Here’s what that can look like in real life. I once recorded a day when I felt tense and defensive in several interactions. In the moment, it all seemed justified, like I was simply reacting to other people’s behaviour. But when I reread the transcript later as if it belonged to a character, I noticed something else: the character wasn’t only angry, he was tired and a little afraid of being dismissed. That shift made me more compassionate, but it also made one weakness visible: I kept escalating instead of pausing.
My ‘narrative leaning’ for the next day wasn’t a grand resolution. It was one degree of change: when I felt the familiar surge of irritation, I would buy myself 10 seconds before replying. The next time a similar moment arose, that tiny pause helped me respond more plainly and with less heat. The story didn’t become perfect, but it moved in a better direction.
You don’t need to force anything dramatic. The point is to keep the story moving in a direction that feels a little more truthful, a little more humane.
Review your week to notice patterns (without obsessing)
A simple rhythm is to do a weekly review. Once a week, set aside an extra 10 minutes to skim three to five recent entries. You’re not looking for perfection or progress reports. You’re noticing patterns: what keeps returning, what eases, what intensifies, and what you tend to avoid naming in the moment.
If weekly feels too often, do this every two weeks. Or keep it even lighter and do a monthly scan (in which case, you’ll need a little longer, maybe 20 to 30 minutes) where you look for the main themes of the month. The aim is perspective, not self-monitoring.
small moments of strength you would normally overlook.

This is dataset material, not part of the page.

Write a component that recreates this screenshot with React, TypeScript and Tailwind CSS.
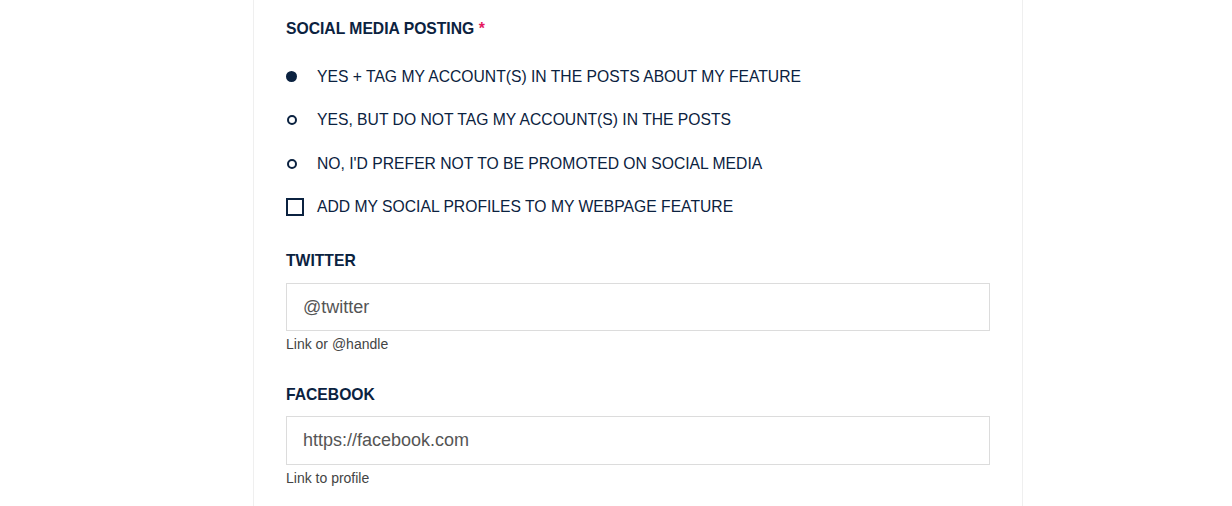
import React from "react";

const navy = "text-[#0b2240]";

function Radio({ checked, label }: { checked?: boolean; label: string }) {
  return (
    <div className="flex h-[43.5px] items-center">
      <div className="flex w-[31px] items-center">
        {checked ? (
          <span className="block h-[11px] w-[11px] rounded-full bg-[#0b2240]" />
        ) : (
          <span className="ml-[0.5px] block h-[10px] w-[10px] rounded-full border-2 border-[#0b2240]" />
        )}
      </div>
      <span className={`text-[15.7px] leading-[20px] ${navy}`}>{label}</span>
    </div>
  );
}

export default function App() {
  return (
    <div
      className="flex h-[506px] w-full overflow-hidden bg-white pl-[253px]"
      style={{ fontFamily: '"Liberation Sans", Arial, Helvetica, sans-serif' }}
    >
      <div className="w-[770px] shrink-0 border-x border-[#efefef] px-[32px] pt-[19px]">
        <div className={`text-[15.7px] font-bold leading-[20px] ${navy}`}>
          SOCIAL MEDIA POSTING <span className="text-[#e5195e]">*</span>
        </div>
        <div className="mt-[16px] flex flex-col">
          <Radio checked label="YES + TAG MY ACCOUNT(S) IN THE POSTS ABOUT MY FEATURE" />
          <Radio label="YES, BUT DO NOT TAG MY ACCOUNT(S) IN THE POSTS" />
          <Radio label="NO, I'D PREFER NOT TO BE PROMOTED ON SOCIAL MEDIA" />
          <div className="flex h-[43.5px] items-center">
            <div className="flex w-[31px] items-center">
              <span className="block h-[18px] w-[18px] border-2 border-[#0b2240]" />
            </div>
            <span className={`text-[15.7px] leading-[20px] ${navy}`}>
              ADD MY SOCIAL PROFILES TO MY WEBPAGE FEATURE
            </span>
          </div>
        </div>

        <div className={`mt-[22px] text-[15.7px] font-bold leading-[20px] ${navy}`}>TWITTER</div>
        <div className="mt-[12px] flex h-[48px] items-center border border-[#dcdcdc] px-[16px] text-[18px] text-[#555555]">
          @twitter
        </div>
        <div className="mt-[5px] text-[14px] leading-[16px] text-[#444444]">Link or @handle</div>

        <div className={`mt-[33px] text-[15.7px] font-bold leading-[20px] ${navy}`}>FACEBOOK</div>
        <div className="mt-[11px] flex h-[49px] items-center border border-[#dcdcdc] px-[16px] text-[18px] text-[#555555]">
          https://facebook.com
        </div>
        <div className="mt-[5px] text-[14px] leading-[16px] text-[#444444]">Link to profile</div>
      </div>
    </div>
  );
}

If you choose, you can ask AI to summarise themes across several entries, but keep it grounded: ‘What patterns show up this week?’ and ‘What seems to help when things get hard?’
Know the limits, and when to seek help
Like any reflective practice, WYED has limits.
If speaking and rereading your words leaves you feeling more overwhelmed, more hopeless or stuck in a loop of distress, pause the practice. And if you feel at risk of harming yourself, reach out to a trusted person and contact local emergency or crisis services right away. This Guide is not meant to replace therapy, medical care or the support of trusted people.
This WYED method works best as part of a wider ecology of care: sleep, relationships, community, exercise, therapy when needed, spiritual practice if that matters to you. The AI can hold your words, but it can’t love you. It can mirror patterns, but it can’t replace real human support.
What it can do is help you arrive at your relationships and decisions with more clarity. It can help you name what’s happening inside you. And naming is often the beginning of change.
Final notes
WYED is not about letting AI tell you who you are. It’s about using a simple tool to hold your voice still long enough that you can see yourself more clearly. At any point in the process, you’re free to pause or stop, there’s no obligation to complete every step.
You speak a raw draft. You return with care. You read as a writer, not a judge. Then you choose one small leaning for the next page.
Over time, those small pages add up. Not to a perfect life, but to a life you have actually witnessed, and gently helped to write.